§ **Rows from a dataset**
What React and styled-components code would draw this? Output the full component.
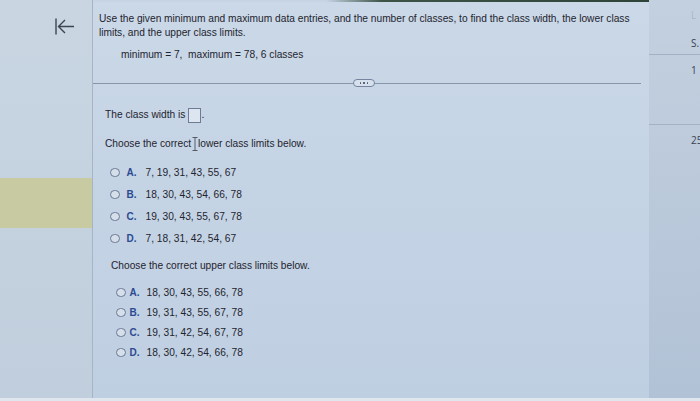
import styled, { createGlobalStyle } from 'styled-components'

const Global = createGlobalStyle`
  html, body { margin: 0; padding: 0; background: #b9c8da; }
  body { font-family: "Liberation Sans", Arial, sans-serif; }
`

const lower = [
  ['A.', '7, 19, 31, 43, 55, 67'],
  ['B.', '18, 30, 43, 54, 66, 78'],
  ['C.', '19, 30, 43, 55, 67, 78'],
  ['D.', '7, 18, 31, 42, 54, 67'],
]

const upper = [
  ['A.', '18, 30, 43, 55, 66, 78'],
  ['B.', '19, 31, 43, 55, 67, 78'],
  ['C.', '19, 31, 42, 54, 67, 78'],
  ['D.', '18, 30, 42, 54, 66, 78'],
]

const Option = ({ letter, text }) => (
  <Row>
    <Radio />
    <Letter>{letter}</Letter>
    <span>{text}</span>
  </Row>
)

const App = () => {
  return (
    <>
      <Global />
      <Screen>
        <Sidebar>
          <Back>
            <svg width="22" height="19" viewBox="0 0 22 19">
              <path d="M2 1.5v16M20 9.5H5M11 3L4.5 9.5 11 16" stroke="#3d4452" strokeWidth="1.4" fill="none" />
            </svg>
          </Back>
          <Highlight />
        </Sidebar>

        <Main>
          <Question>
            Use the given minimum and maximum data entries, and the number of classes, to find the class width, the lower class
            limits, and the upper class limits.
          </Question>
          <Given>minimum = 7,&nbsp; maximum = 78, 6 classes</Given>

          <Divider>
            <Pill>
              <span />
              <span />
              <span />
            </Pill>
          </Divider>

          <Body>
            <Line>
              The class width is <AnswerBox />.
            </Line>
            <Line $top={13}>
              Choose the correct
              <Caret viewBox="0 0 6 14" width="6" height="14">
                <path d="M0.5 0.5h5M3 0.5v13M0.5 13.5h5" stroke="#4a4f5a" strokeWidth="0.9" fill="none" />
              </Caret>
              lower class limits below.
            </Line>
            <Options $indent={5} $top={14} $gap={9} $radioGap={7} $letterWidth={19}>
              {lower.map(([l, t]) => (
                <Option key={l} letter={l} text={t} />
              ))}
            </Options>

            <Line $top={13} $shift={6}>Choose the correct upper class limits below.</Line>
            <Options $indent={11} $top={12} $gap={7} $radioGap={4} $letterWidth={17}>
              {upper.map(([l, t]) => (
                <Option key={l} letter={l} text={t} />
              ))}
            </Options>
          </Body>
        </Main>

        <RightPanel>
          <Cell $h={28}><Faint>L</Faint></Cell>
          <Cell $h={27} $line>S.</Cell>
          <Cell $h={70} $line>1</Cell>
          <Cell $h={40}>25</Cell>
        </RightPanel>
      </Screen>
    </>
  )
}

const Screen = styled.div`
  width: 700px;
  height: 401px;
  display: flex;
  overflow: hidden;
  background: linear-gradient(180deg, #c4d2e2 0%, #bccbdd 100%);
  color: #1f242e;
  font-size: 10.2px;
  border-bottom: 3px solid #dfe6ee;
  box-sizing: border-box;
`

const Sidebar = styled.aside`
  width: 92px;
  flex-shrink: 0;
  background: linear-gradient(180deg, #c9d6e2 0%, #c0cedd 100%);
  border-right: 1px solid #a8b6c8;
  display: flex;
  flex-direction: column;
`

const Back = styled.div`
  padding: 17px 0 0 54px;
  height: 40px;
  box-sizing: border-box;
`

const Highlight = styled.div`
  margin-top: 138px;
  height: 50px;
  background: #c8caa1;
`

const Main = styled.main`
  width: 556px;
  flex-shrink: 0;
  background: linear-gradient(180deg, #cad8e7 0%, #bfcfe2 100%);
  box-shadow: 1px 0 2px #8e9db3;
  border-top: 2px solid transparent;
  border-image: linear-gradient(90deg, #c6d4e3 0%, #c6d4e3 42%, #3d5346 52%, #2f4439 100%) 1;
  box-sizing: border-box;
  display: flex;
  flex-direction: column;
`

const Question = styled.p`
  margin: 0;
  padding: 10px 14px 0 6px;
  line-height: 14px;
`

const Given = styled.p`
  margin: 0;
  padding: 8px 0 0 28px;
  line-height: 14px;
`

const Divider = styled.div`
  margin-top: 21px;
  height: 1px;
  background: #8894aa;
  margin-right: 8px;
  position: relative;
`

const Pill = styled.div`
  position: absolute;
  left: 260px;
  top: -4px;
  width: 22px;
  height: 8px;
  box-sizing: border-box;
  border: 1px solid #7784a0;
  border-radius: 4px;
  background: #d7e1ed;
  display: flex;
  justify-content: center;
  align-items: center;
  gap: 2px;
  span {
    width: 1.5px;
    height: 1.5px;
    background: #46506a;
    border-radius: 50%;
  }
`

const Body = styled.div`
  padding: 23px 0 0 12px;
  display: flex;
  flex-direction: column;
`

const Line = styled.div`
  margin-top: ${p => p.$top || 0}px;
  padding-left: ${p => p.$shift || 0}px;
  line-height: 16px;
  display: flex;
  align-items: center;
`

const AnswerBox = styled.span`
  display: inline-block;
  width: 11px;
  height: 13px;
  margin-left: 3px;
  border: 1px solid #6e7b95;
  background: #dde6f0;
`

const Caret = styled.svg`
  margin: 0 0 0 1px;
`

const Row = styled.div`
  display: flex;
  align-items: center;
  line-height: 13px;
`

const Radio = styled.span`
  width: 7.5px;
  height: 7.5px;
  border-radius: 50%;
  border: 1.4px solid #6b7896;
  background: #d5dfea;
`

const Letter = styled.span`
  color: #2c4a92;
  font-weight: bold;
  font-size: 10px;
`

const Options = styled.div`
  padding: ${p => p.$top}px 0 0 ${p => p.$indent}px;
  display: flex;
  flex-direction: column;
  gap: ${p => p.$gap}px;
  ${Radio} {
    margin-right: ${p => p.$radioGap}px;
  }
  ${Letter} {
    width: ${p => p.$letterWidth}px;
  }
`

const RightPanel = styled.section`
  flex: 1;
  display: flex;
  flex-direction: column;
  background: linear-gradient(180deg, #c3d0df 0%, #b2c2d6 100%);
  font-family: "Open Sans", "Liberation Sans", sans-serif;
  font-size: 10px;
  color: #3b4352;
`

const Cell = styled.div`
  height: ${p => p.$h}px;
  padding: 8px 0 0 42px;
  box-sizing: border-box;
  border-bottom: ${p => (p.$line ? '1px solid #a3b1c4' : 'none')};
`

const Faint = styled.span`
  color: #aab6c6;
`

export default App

---

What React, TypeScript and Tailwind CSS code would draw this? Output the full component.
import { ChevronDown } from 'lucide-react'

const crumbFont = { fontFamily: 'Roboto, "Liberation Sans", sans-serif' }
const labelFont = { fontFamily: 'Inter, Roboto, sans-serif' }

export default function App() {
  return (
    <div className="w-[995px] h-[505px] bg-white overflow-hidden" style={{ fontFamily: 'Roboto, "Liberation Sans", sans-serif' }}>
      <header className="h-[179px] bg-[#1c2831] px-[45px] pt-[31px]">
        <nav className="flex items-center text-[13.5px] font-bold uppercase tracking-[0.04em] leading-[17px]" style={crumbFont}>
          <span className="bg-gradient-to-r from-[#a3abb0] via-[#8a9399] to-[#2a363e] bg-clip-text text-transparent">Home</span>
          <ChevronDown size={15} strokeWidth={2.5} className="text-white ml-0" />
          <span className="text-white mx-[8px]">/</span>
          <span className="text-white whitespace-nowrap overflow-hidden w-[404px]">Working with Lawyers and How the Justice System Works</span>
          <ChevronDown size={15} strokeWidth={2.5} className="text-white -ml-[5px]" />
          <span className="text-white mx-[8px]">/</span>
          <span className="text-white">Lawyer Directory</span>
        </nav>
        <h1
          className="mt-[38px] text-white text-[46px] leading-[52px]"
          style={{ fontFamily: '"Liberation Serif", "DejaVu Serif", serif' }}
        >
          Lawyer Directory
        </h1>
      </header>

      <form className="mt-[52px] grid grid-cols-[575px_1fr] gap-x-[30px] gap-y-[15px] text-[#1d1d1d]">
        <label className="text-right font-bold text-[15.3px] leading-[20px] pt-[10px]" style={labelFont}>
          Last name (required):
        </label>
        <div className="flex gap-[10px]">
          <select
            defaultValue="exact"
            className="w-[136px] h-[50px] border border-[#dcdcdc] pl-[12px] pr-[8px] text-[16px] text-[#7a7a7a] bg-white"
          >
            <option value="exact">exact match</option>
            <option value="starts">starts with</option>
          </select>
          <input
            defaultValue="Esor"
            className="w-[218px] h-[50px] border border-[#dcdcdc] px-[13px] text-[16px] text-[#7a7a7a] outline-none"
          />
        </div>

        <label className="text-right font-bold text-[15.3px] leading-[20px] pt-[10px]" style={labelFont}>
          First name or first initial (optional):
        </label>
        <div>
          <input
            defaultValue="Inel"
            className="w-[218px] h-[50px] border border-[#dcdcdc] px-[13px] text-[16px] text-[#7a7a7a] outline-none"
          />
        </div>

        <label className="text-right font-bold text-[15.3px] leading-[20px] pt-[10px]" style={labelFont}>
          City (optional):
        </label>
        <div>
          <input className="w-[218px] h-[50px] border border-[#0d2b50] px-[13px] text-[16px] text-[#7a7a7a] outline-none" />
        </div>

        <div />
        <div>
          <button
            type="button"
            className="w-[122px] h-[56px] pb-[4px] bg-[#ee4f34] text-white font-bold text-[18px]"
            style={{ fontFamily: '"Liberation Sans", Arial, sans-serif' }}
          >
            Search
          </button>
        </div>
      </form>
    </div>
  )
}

§ **The request**
Above are the records; print exactly the lines from the line with "What React, TypeScript" to the line with "fontFamily: 'Inter, Roboto, sans-serif'", including both, and nothing else.

§ **The completed task**
What React, TypeScript and Tailwind CSS code would draw this? Output the full component.
import { ChevronDown } from 'lucide-react'

const crumbFont = { fontFamily: 'Roboto, "Liberation Sans", sans-serif' }
const labelFont = { fontFamily: 'Inter, Roboto, sans-serif' }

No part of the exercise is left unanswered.